Я стал рыться в своих записях. Фуко оставил мне координаты психиатра Раймо Рихиимяки: Юхи Валтонена. Я набрал десять цифр, включая код страны. Это был номер мобильного телефона — где бы он ни находился, я его достану.

Послышался гудок. Выпал ли уже в Таллине снег? Я ничего не знал об этой стране, кроме того, что она — самая северная из стран Балтии. Я представил себе серые берега, черные скалы, темное и ледяное море.

— Хеллоу?

Я назвал себя по-английски. Мужчина свободно продолжил на том же языке. Он уже разговаривал с Фуко. Он был в курсе нашего расследования и был готов мне помогать. Слышимость была хорошая. Словно отполированная морским ветром. Я тут же задал ему вопрос о предсмертном опыте Раймо.

— У него были какие-то воспоминания, — подтвердил психиатр.

— Он вам описал того, кто ему являлся?

— Раймо говорил о ребенке.

— О ребенке?

— Скорее о подростке. О ком-то очень юном, толстеньком, плавающем в темноте.

— Описал ли он вам его лицо?

— Насколько помню, да. Раздавленное лицо. Или изуродованное. Раймо говорил о свисающих клочьях мяса. Морда окровавленного бульдога…

Еще один кошмар. Но ничего общего со стариком Люка и с ангелом Агостины. У каждого «лишенного света» свой собственный демон.

Я продолжил свою мысль:

— Не думаете ли вы, что это видение было ему внушено кем-то из его окружения?

— Каким образом?

— Может, из памяти выплыл чей-то забытый облик, искаженный бредом?

— Нет, я интересовался его прошлым. Никого похожего рядом с ним никогда не было. Да и разве такой кошмар встречается в реальности?

Мой психоаналитический след завел в тупик. Валтонен продолжал:

— У вас есть другие свидетельства подобного рода?

— Да, несколько.

— Мне было бы интересно с ними познакомиться.

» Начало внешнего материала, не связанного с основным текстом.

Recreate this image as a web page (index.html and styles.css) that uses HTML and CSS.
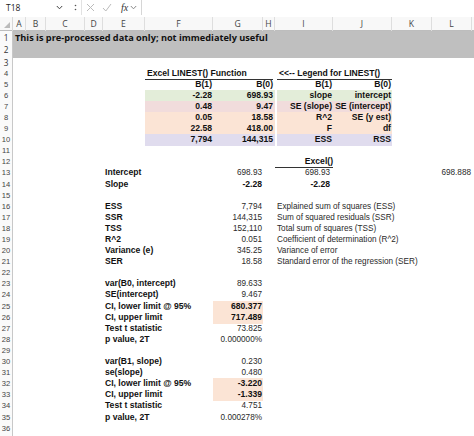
FILE: index.html
```html
<!DOCTYPE html>
<html>
<head>
<meta charset="utf-8">
<link rel="stylesheet" href="styles.css">
</head>
<body>
<div class="fbar">
  <div class="namebox"><span class="ref">T18</span>
    <svg class="chev" width="7" height="5" viewBox="0 0 7 5"><path d="M0.8 1 L3.5 3.8 L6.2 1" fill="none" stroke="#444" stroke-width="1"/></svg>
  </div>
  <svg class="dots" width="3" height="9" viewBox="0 0 3 9"><circle cx="1.5" cy="2.5" r="0.8" fill="#555"/><circle cx="1.5" cy="6.5" r="0.8" fill="#555"/></svg>
  <div class="fbtns">
    <svg width="9" height="9" viewBox="0 0 9 9"><path d="M1 1 L8 8 M8 1 L1 8" stroke="#bbb" stroke-width="1"/></svg>
    <svg width="10" height="9" viewBox="0 0 10 9"><path d="M1 5 L3.8 8 L9 1" fill="none" stroke="#bbb" stroke-width="1"/></svg>
    <span class="fx">fx</span>
    <svg class="chev2" width="7" height="5" viewBox="0 0 7 5"><path d="M0.8 1 L3.5 3.8 L6.2 1" fill="none" stroke="#888" stroke-width="1"/></svg>
  </div>
  <div class="finput"></div>
</div>

<div class="sheet">
  <div class="row hdr">
    <div class="corner"><svg width="8" height="8" viewBox="0 0 8 8"><path d="M7 1 L7 7 L1 7 Z" fill="#bbb"/></svg></div>
    <div class="ch">A</div><div class="ch">B</div><div class="ch">C</div><div class="ch">D</div><div class="ch">E</div><div class="ch">F</div><div class="ch">G</div><div class="ch">H</div><div class="ch">I</div><div class="ch">J</div><div class="ch">K</div><div class="ch">L</div><div class="ch last"></div>
  </div>

  <div class="row r1"><div class="rh big">1</div><div class="band"><span class="title">This is pre-processed data only; not immediately useful</span></div></div>
  <div class="row r2"><div class="rh big">2</div><div class="band"></div></div>
  <div class="row"><div class="rh big">3</div></div>

  <div class="row"><div class="rh">4</div>
    <div class="c b cF u2">Excel LINEST() Function</div>
    <div class="c b cI u2l">&lt;&lt;-- Legend for LINEST()</div>
  </div>
  <div class="row"><div class="rh">5</div>
    <div class="c b r cF">B(1)</div><div class="c b r cGH">B(0)</div>
    <div class="c b r cI">B(1)</div><div class="c b r cJ">B(0)</div>
  </div>
  <div class="row"><div class="rh">6</div>
    <div class="c b r cF green">-2.28</div><div class="c b r cGH green">698.93</div>
    <div class="c b r cI green gapl">slope</div><div class="c b r cJ green">intercept</div>
  </div>
  <div class="row"><div class="rh">7</div>
    <div class="c b r cF pink">0.48</div><div class="c b r cGH pink">9.47</div>
    <div class="c b r cI pink gapl">SE (slope)</div><div class="c b r cJ pink">SE (intercept)</div>
  </div>
  <div class="row"><div class="rh">8</div>
    <div class="c b r cF peach">0.05</div><div class="c b r cGH peach">18.58</div>
    <div class="c b r cI peach gapl">R^2</div><div class="c b r cJ peach">SE (y est)</div>
  </div>
  <div class="row"><div class="rh">9</div>
    <div class="c b r cF peach">22.58</div><div class="c b r cGH peach">418.00</div>
    <div class="c b r cI peach gapl">F</div><div class="c b r cJ peach">df</div>
  </div>
  <div class="row"><div class="rh">10</div>
    <div class="c b r cF lav">7,794</div><div class="c b r cGH lav">144,315</div>
    <div class="c b r cI lav gapl">ESS</div><div class="c b r cJ lav">RSS</div>
  </div>
  <div class="row"><div class="rh">11</div></div>
  <div class="row"><div class="rh">12</div>
    <div class="c b r cI u1">Excel()</div>
  </div>
  <div class="row"><div class="rh">13</div>
    <div class="c b cE">Intercept</div><div class="c n r cG">698.93</div>
    <div class="c n r cI2">698.93</div><div class="c n r cL">698.888</div>
  </div>
  <div class="row"><div class="rh">14</div>
    <div class="c b cE">Slope</div><div class="c b r cG">-2.28</div>
    <div class="c b r cI2">-2.28</div>
  </div>
  <div class="row"><div class="rh">15</div></div>
  <div class="row"><div class="rh">16</div>
    <div class="c b cE">ESS</div><div class="c n r cG">7,794</div><div class="c n cI">Explained sum of squares (ESS)</div>
  </div>
  <div class="row"><div class="rh">17</div>
    <div class="c b cE">SSR</div><div class="c n r cG">144,315</div><div class="c n cI">Sum of squared residuals (SSR)</div>
  </div>
  <div class="row"><div class="rh">18</div>
    <div class="c b cE">TSS</div><div class="c n r cG">152,110</div><div class="c n cI">Total sum of squares (TSS)</div>
  </div>
  <div class="row"><div class="rh">19</div>
    <div class="c b cE">R^2</div><div class="c n r cG">0.051</div><div class="c n cI">Coefficient of determination (R^2)</div>
  </div>
  <div class="row"><div class="rh">20</div>
    <div class="c b cE">Variance (e)</div><div class="c n r cG">345.25</div><div class="c n cI">Variance of error</div>
  </div>
  <div class="row"><div class="rh">21</div>
    <div class="c b cE">SER</div><div class="c n r cG">18.58</div><div class="c n cI">Standard error of the regression (SER)</div>
  </div>
  <div class="row"><div class="rh">22</div></div>
  <div class="row"><div class="rh">23</div>
    <div class="c b cE">var(B0, intercept)</div><div class="c n r cG">89.633</div>
  </div>
  <div class="row"><div class="rh">24</div>
    <div class="c b cE">SE(intercept)</div><div class="c n r cG">9.467</div>
  </div>
  <div class="row"><div class="rh">25</div>
    <div class="c b cE">CI, lower limit @ 95%</div><div class="c b r cG peach">680.377</div>
  </div>
  <div class="row"><div class="rh">26</div>
    <div class="c b cE">CI, upper limit</div><div class="c b r cG peach">717.489</div>
  </div>
  <div class="row"><div class="rh">27</div>
    <div class="c b cE">Test t statistic</div><div class="c n r cG">73.825</div>
  </div>
  <div class="row"><div class="rh">28</div>
    <div class="c b cE">p value, 2T</div><div class="c n r cG">0.000000%</div>
  </div>
  <div class="row"><div class="rh">29</div></div>
  <div class="row"><div class="rh">30</div>
    <div class="c b cE">var(B1, slope)</div><div class="c n r cG">0.230</div>
  </div>
  <div class="row"><div class="rh">31</div>
    <div class="c b cE">se(slope)</div><div class="c n r cG">0.480</div>
  </div>
  <div class="row"><div class="rh">32</div>
    <div class="c b cE">CI, lower limit @ 95%</div><div class="c b r cG peach">-3.220</div>
  </div>
  <div class="row"><div class="rh">33</div>
    <div class="c b cE">CI, upper limit</div><div class="c b r cG peach">-1.339</div>
  </div>
  <div class="row"><div class="rh">34</div>
    <div class="c b cE">Test t statistic</div><div class="c n r cG">4.751</div>
  </div>
  <div class="row"><div class="rh">35</div>
    <div class="c b cE">p value, 2T</div><div class="c n r cG">0.000278%</div>
  </div>
  <div class="row"><div class="rh">36</div></div>
  <div class="row"><div class="rh"></div></div>
</div>
</body>
</html>
```
FILE: styles.css
```css
html, body {
  margin: 0;
  padding: 0;
  background: #fff;
}
body {
  width: 474px;
  height: 436px;
  overflow: hidden;
  font-family: "Liberation Sans", Arial, sans-serif;
  color: #000;
}

/* formula bar */
.fbar {
  display: flex;
  align-items: center;
  height: 15px;
  margin-bottom: 2px;
  font-family: "Open Sans", "Noto Sans", sans-serif;
}
.namebox {
  width: 68px;
  height: 15px;
  display: flex;
  align-items: center;
  justify-content: space-between;
  padding: 0 5px 0 6px;
  box-sizing: border-box;
}
.ref {
  font-size: 8.5px;
  color: #222;
}
.dots {
  margin: 0 4px 0 6px;
}
.fbtns {
  display: flex;
  align-items: center;
  gap: 7px;
  height: 15px;
  padding-left: 4px;
  border-left: 1px solid #e2e2e2;
  width: 54px;
}
.fx {
  font-family: "Liberation Serif", serif;
  font-style: italic;
  font-size: 10px;
  color: #333;
  margin-left: 2px;
  margin-right: -5px;
}
.finput {
  flex: 1;
  height: 15px;
  border-left: 1px solid #d6d6d6;
  margin-left: 1px;
}

/* sheet grid */
.sheet {
  display: flex;
  flex-direction: column;
}
.row {
  display: grid;
  grid-template-columns: 13px 13px 20px 39px 18px 42px 68px 50px 12px 58px 59px 40px 40px 1fr;
  height: 11.1px;
  font-size: 8.2px;
  line-height: 11.1px;
}
.row.hdr {
  height: 14px;
  line-height: 14px;
  background: #f8f8f8;
  border-bottom: 1px solid #bdbdbd;
  box-sizing: border-box;
  font-family: "Open Sans", "Noto Sans", sans-serif;
  font-size: 8.6px;
  color: #444;
}
.corner {
  display: flex;
  align-items: flex-end;
  justify-content: flex-end;
  padding: 0 1px 2px 0;
  border-right: 1px solid #d8d8d8;
}
.ch {
  text-align: center;
  border-right: 1px solid #dedede;
}
.ch.last {
  border-right: none;
}
.row.r1 {
  height: 13px;
  line-height: 13px;
}
.row.r2 {
  height: 12.5px;
  line-height: 12.5px;
}
.rh {
  grid-column: 1;
  text-align: center;
  color: #444;
  font-size: 7.6px;
  background: #fafafa;
  border-right: 1px solid #c8c8c8;
  border-bottom: 1px solid #e0e0e0;
  box-sizing: border-box;
}
.rh.big {
  font-family: "Open Sans", "Noto Sans", sans-serif;
  font-size: 8.2px;
  color: #333;
}
.band {
  grid-column: 2 / -1;
  background: #bfbfbf;
}
.title {
  font-family: "Open Sans", "Noto Sans", sans-serif;
  font-weight: 700;
  font-size: 9.2px;
  padding-left: 2px;
  white-space: nowrap;
  color: #111;
}

/* cells */
.c {
  white-space: nowrap;
  padding: 0 1px 0 2px;
  box-sizing: border-box;
}
.b {
  font-weight: 700;
  font-size: 8.6px;
  color: #111;
}
.n {
  color: #2a2a2a;
}
.r {
  text-align: right;
}
.r.c {
  display: flex;
  justify-content: flex-end;
}
.cE { grid-column: 6; }
.cF { grid-column: 7; }
.cG { grid-column: 8; }
.cGH { grid-column: 8 / span 2; padding-right: 2px; }
.cI { grid-column: 10; }
.cI2 { grid-column: 10; padding-right: 3px; }
.cJ { grid-column: 11; }
.cL { grid-column: 13; }
.u2 {
  grid-column: 7 / span 3;
  border-bottom: 1px solid #333;
  margin-right: 2px;
}
.u2l {
  grid-column: 10 / span 2;
  border-bottom: 1px solid #333;
  margin-left: 2px;
}
.u1 {
  border-bottom: 1px solid #333;
  padding-right: 0;
}
.gapl {
  margin-left: 2px;
}
.green { background: #e3edd9; }
.pink { background: #f1dcdc; }
.peach { background: #fbe4d5; }
.lav { background: #e0dcee; }
```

— Ради бога, только чуть позже. Когда у меня будет больше времени, я пошлю вам всю документацию. Обещаю.

— Спасибо. У меня последний вопрос.

— Говорите.

— Все ваши другие свидетели стали убийцами?

Я подумал о Люке. И против воли, о Манон. И сухо ответил:

— Нет, вовсе нет.

— Тем лучше. В противном случае это походило бы на эпидемию бешенства.

Поблагодарив его еще раз, я разъединился.


14 часов

Пора было подбивать бабки. По-настоящему браться за расследование и завершать его.

Пора было допросить Люка.

98

Теперь Люк находился в специализированном клиническом центре Поль-Гиро в Вильжюиф. В данном случае слово «специализированный» было эвфемизмом, означавшим «психиатрический». Люк сам подписал распоряжение о помещении в эту лечебницу на «непринудительное лечение», то есть он мог выходить когда хотел.


15 часов

Я добрался до клиники, когда день уже начинал меркнуть. Сколько хватает глаз — черная ограда, отделяющая обширную территорию от пригородных особнячков. Паскаль Зукка, психиатр-гипнотизер, объяснил мне, где найти Люка. Я вошел в ворота, повернул налево и пошел по аллее, вдоль которой стояли двухэтажные постройки. Каждый корпус напоминал самолетный ангар — бежевые стены и выпуклая крыша.

Я отыскал корпус 21. Сестра в регистратуре взяла связку ключей и повела меня в глубь здания. Длинное помещение, разделенное переборками, в которых были двери с круглыми окошками, напоминало внутренность подводной лодки. Нужно было пересечь отсек, чтобы попасть в другой: в столовую, телевизионную комнату, мастерскую трудотерапии… Все было совершенно новое — желтые стены, красные двери, белые потолки с встроенными светильниками. Мы беззвучно шагали по черно-серому линолеуму.